Dusseldorf electronica duo Grandbrothers’ 2015 debut Dilation is one of those all too rare things: an album which stands up to repeated listening over a number of months. However, as is often the case with electronica/dance artists, the niggling question asked will invariably be “Can they match it live or will it be just a bit dull?”
Luckily, the answer was a resounding yes. Grandbrothers didn’t just match their elegantly melodic, motorik-driven recordings, they exceeded them.
Grandbrothers’ music is built on a solid foundation of minimalist piano motifs – think Philip Glass circa the Photographer – plus electronic beats and epic washes of sound which could err on the side of trip hop but thankfully don’t.

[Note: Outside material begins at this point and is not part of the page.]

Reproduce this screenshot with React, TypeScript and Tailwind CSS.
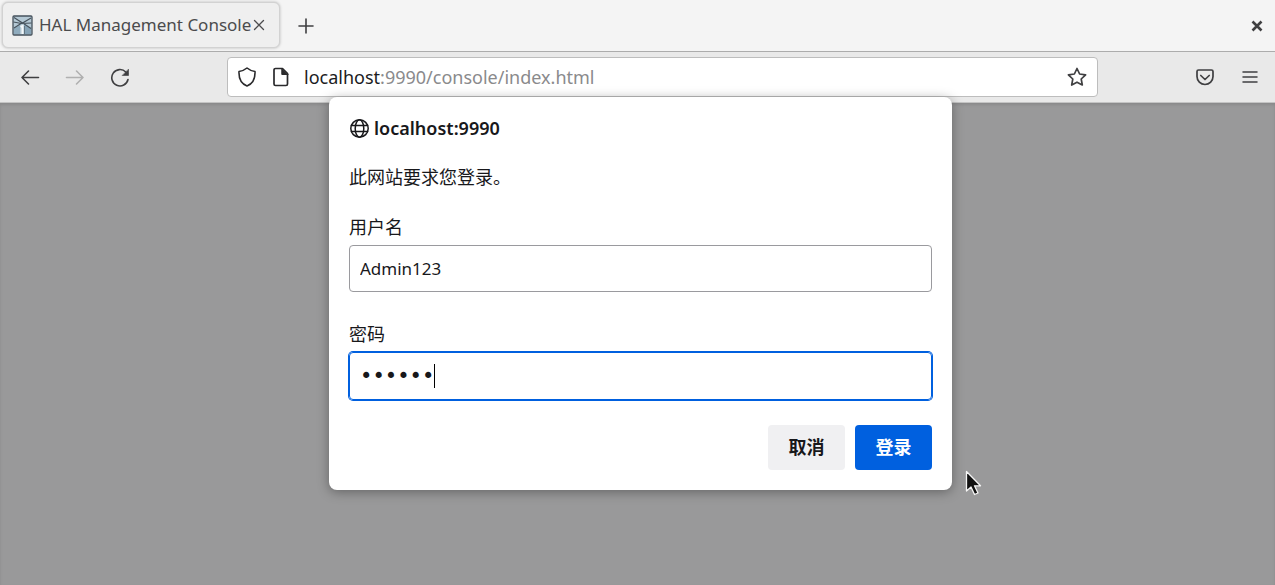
import type { ReactNode } from "react";

interface IconButtonProps {
  label: string;
  disabled?: boolean;
  children: ReactNode;
}

function IconButton({ label, disabled, children }: IconButtonProps) {
  return (
    <button
      type="button"
      aria-label={label}
      disabled={disabled}
      className="flex h-6 w-6 items-center justify-center text-[#3f3f41] disabled:text-[#b0b0b0]"
    >
      {children}
    </button>
  );
}

const stroke = {
  fill: "none",
  stroke: "currentColor",
  strokeLinecap: "round",
  strokeLinejoin: "round",
} as const;

function TabStrip() {
  return (
    <header className="flex h-[51px] items-start bg-[#f4f4f4]">
      <div className="mt-0.5 ml-0.5 flex h-[46px] w-[278px] items-center rounded-md border border-[#d2d2d2] bg-[#efefef] pl-[9px] text-[#4b4b4d] shadow-[0_0_3px_rgba(0,0,0,0.25)]">
        <svg width="21" height="21" viewBox="0 0 21 21" className="shrink-0">
          <rect x="1" y="1" width="19" height="19" rx="1" fill="#b4c8d4" stroke="#46525c" strokeWidth="1.3" />
          <path d="M2 13l6-3v9H2z" fill="#8fabbd" />
          <path d="M12 9l7 4v6h-7z" fill="#86a3b6" />
          <path d="M2 2.500l8.500 5.500L19 3M2 13l7-4.500M11.500 8.500l7.500 5M1.500 7l8 1.500 10-.5" fill="none" stroke="#46525c" strokeWidth="1.1" />
          <path d="M8 11l3.500-1.500V19H9.500v-6z" fill="#f4f8fa" />
          <path d="M12.500 11v8" stroke="#5d6f7c" strokeWidth="0.9" />
        </svg>
        <span className="ml-1.5 whitespace-nowrap text-[17px]">HAL Management Console</span>
        <button type="button" aria-label="关闭标签页" className="ml-0.5">
          <svg width="12" height="12" viewBox="0 0 12 12" {...stroke} strokeWidth="1.3">
            <path d="M1.500 1.500l9 9M10.500 1.500l-9 9" />
          </svg>
        </button>
      </div>
      <div className="ml-3.5 flex h-[51px] flex-1 items-center justify-between pr-1.5">
        <IconButton label="新建标签页">
          <svg width="16" height="16" viewBox="0 0 16 16" {...stroke} strokeWidth="1.6">
            <path d="M8 1v14M1 8h14" />
          </svg>
        </IconButton>
        <IconButton label="关闭窗口">
          <svg width="12" height="12" viewBox="0 0 12 12" {...stroke} strokeLinecap="butt" strokeWidth="2.6">
            <path d="M1.500 1.500l9 9M10.500 1.500l-9 9" />
          </svg>
        </IconButton>
      </div>
    </header>
  );
}

function Toolbar() {
  return (
    <nav className="flex h-[52px] items-center border-t border-b border-t-[#acacac] border-b-[#c4c4c4] bg-[#e9e9e9]">
      <div className="flex w-[227px] shrink-0 gap-[21px] pl-[18px]">
        <IconButton label="后退">
          <svg width="20" height="20" viewBox="0 0 20 20" {...stroke} strokeWidth="1.6">
            <path d="M18.500 10.500H2M8.500 4L2 10.500 8.500 17" />
          </svg>
        </IconButton>
        <IconButton label="前进" disabled>
          <svg width="20" height="20" viewBox="0 0 20 20" {...stroke} strokeWidth="1.6">
            <path d="M1.500 10.500H18M11.500 4l6.500 6.500-6.500 6.500" />
          </svg>
        </IconButton>
        <IconButton label="刷新">
          <svg width="20" height="20" viewBox="0 0 20 20" {...stroke} strokeWidth="1.6">
            <path d="M18 12.500A8.200 8.200 0 1 1 15.800 5L17.500 6.700" />
            <path d="M18.500 2.500v6h-6z" fill="currentColor" strokeWidth="0.6" />
          </svg>
        </IconButton>
      </div>

      <div className="flex h-10 flex-1 items-center rounded border border-[#bdbdbd] bg-white px-2 text-[#2a2a2c]">
        <svg width="22" height="22" viewBox="0 0 22 22" {...stroke} strokeWidth="1.6">
          <path d="M11 2c2.400 2 4.800 3 8 3.500.3 6.500-2.300 12.200-8 14.500C5.300 17.700 2.700 12 3 5.500 6.200 5 8.600 4 11 2z" />
        </svg>
        <svg width="22" height="22" viewBox="0 0 22 22" className="ml-3" {...stroke} strokeWidth="1.7">
          <path d="M5.500 2.500h7l5 5v10.500a1.500 1.500 0 0 1-1.500 1.500H5.500A1.500 1.500 0 0 1 4 18V4a1.500 1.500 0 0 1 1.500-1.500z" />
          <path d="M11.800 2.500v6h6z" fill="currentColor" strokeWidth="1" />
        </svg>
        <a href="#" className="ml-3 flex-1 whitespace-nowrap text-lg text-[#8a8a8c]">
          <span className="text-[#1c1c1e]">localhost</span>:9990/console/index.html
        </a>
        <IconButton label="收藏">
          <svg width="22" height="22" viewBox="0 0 22 22" {...stroke} strokeWidth="1.7">
            <path d="M11 2.500l2.600 5.500 6 .8-4.400 4.200 1.100 6L11 16.200 5.700 19l1.100-6L2.400 8.800l6-.8z" />
          </svg>
        </IconButton>
      </div>

      <div className="flex w-[177px] shrink-0 justify-end gap-[21px] pr-[13px]">
        <IconButton label="Pocket">
          <svg width="20" height="20" viewBox="0 0 20 20" {...stroke} strokeWidth="1.7">
            <path d="M3.500 3h13A1.500 1.500 0 0 1 18 4.500V9.500a8 8 0 0 1-16 0V4.500A1.500 1.500 0 0 1 3.500 3z" />
            <path d="M5.800 8.500l4.200 4 4.200-4" />
          </svg>
        </IconButton>
        <IconButton label="菜单">
          <svg width="16" height="16" viewBox="0 0 16 16" {...stroke} strokeWidth="1.500">
            <path d="M1 3h14M1 8h14M1 13h14" />
          </svg>
        </IconButton>
      </div>
    </nav>
  );
}

function LoginDialog() {
  return (
    <form
      role="dialog"
      aria-labelledby="origin"
      onSubmit={(e) => e.preventDefault()}
      className="w-[623px] rounded-lg bg-white px-5 pt-[18px] pb-5 text-lg text-[#18181b] shadow-[0_2px_12px_rgba(0,0,0,0.35)]"
    >
      <h1 id="origin" className="flex h-[26px] items-center gap-1 font-semibold">
        <svg width="21" height="21" viewBox="0 0 21 21" {...stroke} strokeWidth="1.500">
          <circle cx="10.500" cy="10.500" r="8.700" />
          <ellipse cx="10.500" cy="10.500" rx="4.300" ry="8.700" />
          <path d="M2.500 7.500h16M2.500 13.500h16" />
        </svg>
        localhost:9990
      </h1>
      <p className="mt-6 leading-6">此网站要求您登录。</p>

      <label htmlFor="username" className="mt-[26px] block leading-6">
        用户名
      </label>
      <input
        id="username"
        type="text"
        defaultValue="Admin123"
        className="mt-1.5 block h-[47px] w-full rounded border border-[#9a9a9e] px-2.5 text-[17px] outline-none"
      />

      <label htmlFor="password" className="mt-[30px] block leading-6">
        密码
      </label>
      <div className="relative mt-1.5 h-12">
        <input
          id="password"
          type="password"
          defaultValue="123456"
          className="block h-full w-full rounded border border-[#0060df] px-2.5 font-['DejaVu_Sans',sans-serif] text-[21px] caret-transparent ring-1 ring-[#0060df] outline-none"
        />
        <span className="absolute top-3 left-[85px] h-6 w-px bg-black" />
      </div>

      <div className="mt-[25px] flex justify-end gap-2.5 font-bold">
        <button type="button" className="h-[45px] w-[77px] rounded bg-[#f0f0f2] pb-0.5">
          取消
        </button>
        <button type="submit" className="h-[45px] w-[77px] rounded bg-[#0060df] pb-0.5 text-white">
          登录
        </button>
      </div>
    </form>
  );
}

export default function App() {
  return (
    <div className="relative flex min-h-screen flex-col overflow-hidden font-['Noto_Sans','Noto_Sans_CJK_SC',sans-serif]">
      <TabStrip />
      <Toolbar />
      <main className="flex-1 bg-[#99999a] shadow-[inset_0_2px_3px_rgba(0,0,0,0.1)]" />
      <div className="absolute inset-x-0 top-[97px] flex justify-center pl-1.5">
        <LoginDialog />
      </div>
      <svg width="18" height="26" viewBox="0 0 18 26" className="absolute top-[470px] left-[965px]">
        <path
          d="M1.500 1.500v19.500l4.500-4 3.500 7.500 3.500-1.500-3.500-7.200h6z"
          fill="#111"
          stroke="#f5f5f5"
          strokeWidth="1.300"
          strokeLinejoin="round"
        />
      </svg>
    </div>
  );
}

The music is highly structured and complex as the beats, additional notes and tunes etc. are not pre-programmed or sampled but played live. All of the sounds that Lukas Vogel, the laptop wizard, works with come direct from the grand piano played by his cohort Erol Sarp. The duo set up the grand piano with additional hammers for the strings, wood and metal frame. The hammers are triggered from the laptop, then the sounds are live sampled, altered, broken up and played back in time with Sarp’s melodic piano lines.
This may all sound a little chin-scratching and serious expressions muso. It wasn’t. Grandbrothers delivered a stunning set ranging from subtle, romantic ambient music that would suit a concert hall setting to banging dance tuneage that would have brought any club crowd up.
The majority of the set was drawn from their album – the stand out tracks being Wuppertal, Naïve Rider and encore Ezra Was Right. However, the new pieces they played – a little harder-edged and more dance focused – were positively received by the crowd too.
Dusseldorf’s most famous musical export is the legendary Kraftwerk. Grandbrothers may not have reached their levels of excellence and genius but they are doing something special. Fans of Caribou, Nils Frahm, Kiasmos, Olafur Arnalds and the Erased Tapes label should certainly give them a listen.